— YOUR OBJECTIVE —
Images are not part of the copy; write out the rest of the data exactly as given.
[Begin SUPPLIED INFORMATION]
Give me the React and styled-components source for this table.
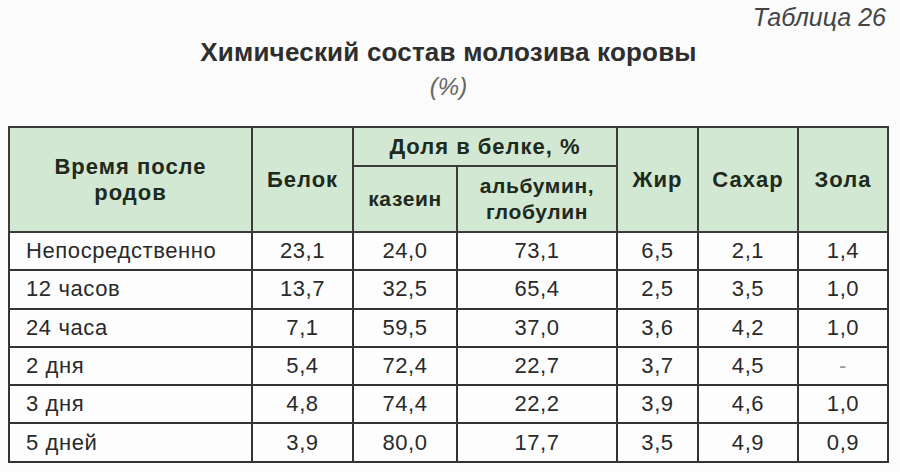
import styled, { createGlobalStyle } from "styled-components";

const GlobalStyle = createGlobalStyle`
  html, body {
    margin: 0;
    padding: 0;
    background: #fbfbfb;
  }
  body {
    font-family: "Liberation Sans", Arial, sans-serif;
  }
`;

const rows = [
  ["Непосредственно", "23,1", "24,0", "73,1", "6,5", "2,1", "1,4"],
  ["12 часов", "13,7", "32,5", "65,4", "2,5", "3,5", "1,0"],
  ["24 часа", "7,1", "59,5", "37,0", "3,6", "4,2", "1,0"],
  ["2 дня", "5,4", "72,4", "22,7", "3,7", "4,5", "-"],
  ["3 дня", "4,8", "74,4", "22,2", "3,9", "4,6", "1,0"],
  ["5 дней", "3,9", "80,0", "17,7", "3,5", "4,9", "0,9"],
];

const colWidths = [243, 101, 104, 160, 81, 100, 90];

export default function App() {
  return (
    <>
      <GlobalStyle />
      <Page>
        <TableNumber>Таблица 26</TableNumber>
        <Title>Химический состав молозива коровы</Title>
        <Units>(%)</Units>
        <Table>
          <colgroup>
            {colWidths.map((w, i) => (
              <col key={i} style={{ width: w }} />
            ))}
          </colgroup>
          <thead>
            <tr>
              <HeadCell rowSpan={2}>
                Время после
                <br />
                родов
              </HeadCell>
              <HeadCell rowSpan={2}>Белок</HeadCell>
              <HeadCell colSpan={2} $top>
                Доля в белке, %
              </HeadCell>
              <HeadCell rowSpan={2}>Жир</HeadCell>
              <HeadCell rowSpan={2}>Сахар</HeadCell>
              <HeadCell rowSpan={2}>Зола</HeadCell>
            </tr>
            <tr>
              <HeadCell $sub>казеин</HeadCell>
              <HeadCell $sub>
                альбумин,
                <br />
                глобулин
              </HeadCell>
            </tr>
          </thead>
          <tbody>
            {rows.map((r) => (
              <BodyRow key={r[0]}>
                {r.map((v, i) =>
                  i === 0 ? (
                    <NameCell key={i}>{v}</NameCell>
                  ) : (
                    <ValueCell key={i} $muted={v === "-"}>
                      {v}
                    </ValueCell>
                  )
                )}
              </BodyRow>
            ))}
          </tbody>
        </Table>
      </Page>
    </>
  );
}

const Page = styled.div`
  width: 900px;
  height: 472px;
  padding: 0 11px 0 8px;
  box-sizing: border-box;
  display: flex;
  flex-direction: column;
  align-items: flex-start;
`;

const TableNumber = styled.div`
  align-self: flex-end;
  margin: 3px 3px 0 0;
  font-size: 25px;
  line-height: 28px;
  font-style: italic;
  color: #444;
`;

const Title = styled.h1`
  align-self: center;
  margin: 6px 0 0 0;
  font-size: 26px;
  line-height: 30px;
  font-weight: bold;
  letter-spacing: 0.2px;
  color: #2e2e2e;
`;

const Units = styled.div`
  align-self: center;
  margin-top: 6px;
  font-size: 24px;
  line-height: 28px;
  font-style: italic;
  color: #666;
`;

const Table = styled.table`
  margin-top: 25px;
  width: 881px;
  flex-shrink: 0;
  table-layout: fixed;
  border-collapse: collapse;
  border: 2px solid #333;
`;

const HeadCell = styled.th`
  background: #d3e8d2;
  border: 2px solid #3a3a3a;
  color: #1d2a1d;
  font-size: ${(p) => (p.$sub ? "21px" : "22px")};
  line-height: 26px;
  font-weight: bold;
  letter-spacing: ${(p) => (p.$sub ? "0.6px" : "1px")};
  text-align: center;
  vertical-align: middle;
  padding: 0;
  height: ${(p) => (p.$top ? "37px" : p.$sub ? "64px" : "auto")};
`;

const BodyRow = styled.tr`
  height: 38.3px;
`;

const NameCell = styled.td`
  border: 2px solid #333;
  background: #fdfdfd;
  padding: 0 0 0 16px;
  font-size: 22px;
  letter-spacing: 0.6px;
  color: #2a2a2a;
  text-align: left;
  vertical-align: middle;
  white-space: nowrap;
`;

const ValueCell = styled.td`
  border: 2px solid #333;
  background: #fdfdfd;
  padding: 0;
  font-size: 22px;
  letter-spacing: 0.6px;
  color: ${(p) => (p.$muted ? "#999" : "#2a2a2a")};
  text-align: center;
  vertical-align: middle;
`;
[End SUPPLIED INFORMATION]
— THE SOLUTION —
Give me the React and styled-components source for this table.
import styled, { createGlobalStyle } from "styled-components";

const GlobalStyle = createGlobalStyle`
  html, body {
    margin: 0;
    padding: 0;
    background: #fbfbfb;
  }
  body {
    font-family: "Liberation Sans", Arial, sans-serif;
  }
`;

const rows = [
  ["Непосредственно", "23,1", "24,0", "73,1", "6,5", "2,1", "1,4"],
  ["12 часов", "13,7", "32,5", "65,4", "2,5", "3,5", "1,0"],
  ["24 часа", "7,1", "59,5", "37,0", "3,6", "4,2", "1,0"],
  ["2 дня", "5,4", "72,4", "22,7", "3,7", "4,5", "-"],
  ["3 дня", "4,8", "74,4", "22,2", "3,9", "4,6", "1,0"],
  ["5 дней", "3,9", "80,0", "17,7", "3,5", "4,9", "0,9"],
];

const colWidths = [243, 101, 104, 160, 81, 100, 90];

export default function App() {
  return (
    <>
      <GlobalStyle />
      <Page>
        <TableNumber>Таблица 26</TableNumber>
        <Title>Химический состав молозива коровы</Title>
        <Units>(%)</Units>
        <Table>
          <colgroup>
            {colWidths.map((w, i) => (
              <col key={i} style={{ width: w }} />
            ))}
          </colgroup>
          <thead>
            <tr>
              <HeadCell rowSpan={2}>
                Время после
                <br />
                родов
              </HeadCell>
              <HeadCell rowSpan={2}>Белок</HeadCell>
              <HeadCell colSpan={2} $top>
                Доля в белке, %
              </HeadCell>
              <HeadCell rowSpan={2}>Жир</HeadCell>
              <HeadCell rowSpan={2}>Сахар</HeadCell>
              <HeadCell rowSpan={2}>Зола</HeadCell>
            </tr>
            <tr>
              <HeadCell $sub>казеин</HeadCell>
              <HeadCell $sub>
                альбумин,
                <br />
                глобулин
              </HeadCell>
            </tr>
          </thead>
          <tbody>
            {rows.map((r) => (
              <BodyRow key={r[0]}>
                {r.map((v, i) =>
                  i === 0 ? (
                    <NameCell key={i}>{v}</NameCell>
                  ) : (
                    <ValueCell key={i} $muted={v === "-"}>
                      {v}
                    </ValueCell>
                  )
                )}
              </BodyRow>
            ))}
          </tbody>
        </Table>
      </Page>
    </>
  );
}

const Page = styled.div`
  width: 900px;
  height: 472px;
  padding: 0 11px 0 8px;
  box-sizing: border-box;
  display: flex;
  flex-direction: column;
  align-items: flex-start;
`;

const TableNumber = styled.div`
  align-self: flex-end;
  margin: 3px 3px 0 0;
  font-size: 25px;
  line-height: 28px;
  font-style: italic;
  color: #444;
`;

const Title = styled.h1`
  align-self: center;
  margin: 6px 0 0 0;
  font-size: 26px;
  line-height: 30px;
  font-weight: bold;
  letter-spacing: 0.2px;
  color: #2e2e2e;
`;

const Units = styled.div`
  align-self: center;
  margin-top: 6px;
  font-size: 24px;
  line-height: 28px;
  font-style: italic;
  color: #666;
`;

const Table = styled.table`
  margin-top: 25px;
  width: 881px;
  flex-shrink: 0;
  table-layout: fixed;
  border-collapse: collapse;
  border: 2px solid #333;
`;

const HeadCell = styled.th`
  background: #d3e8d2;
  border: 2px solid #3a3a3a;
  color: #1d2a1d;
  font-size: ${(p) => (p.$sub ? "21px" : "22px")};
  line-height: 26px;
  font-weight: bold;
  letter-spacing: ${(p) => (p.$sub ? "0.6px" : "1px")};
  text-align: center;
  vertical-align: middle;
  padding: 0;
  height: ${(p) => (p.$top ? "37px" : p.$sub ? "64px" : "auto")};
`;

const BodyRow = styled.tr`
  height: 38.3px;
`;

const NameCell = styled.td`
  border: 2px solid #333;
  background: #fdfdfd;
  padding: 0 0 0 16px;
  font-size: 22px;
  letter-spacing: 0.6px;
  color: #2a2a2a;
  text-align: left;
  vertical-align: middle;
  white-space: nowrap;
`;

const ValueCell = styled.td`
  border: 2px solid #333;
  background: #fdfdfd;
  padding: 0;
  font-size: 22px;
  letter-spacing: 0.6px;
  color: ${(p) => (p.$muted ? "#999" : "#2a2a2a")};
  text-align: center;
  vertical-align: middle;
`;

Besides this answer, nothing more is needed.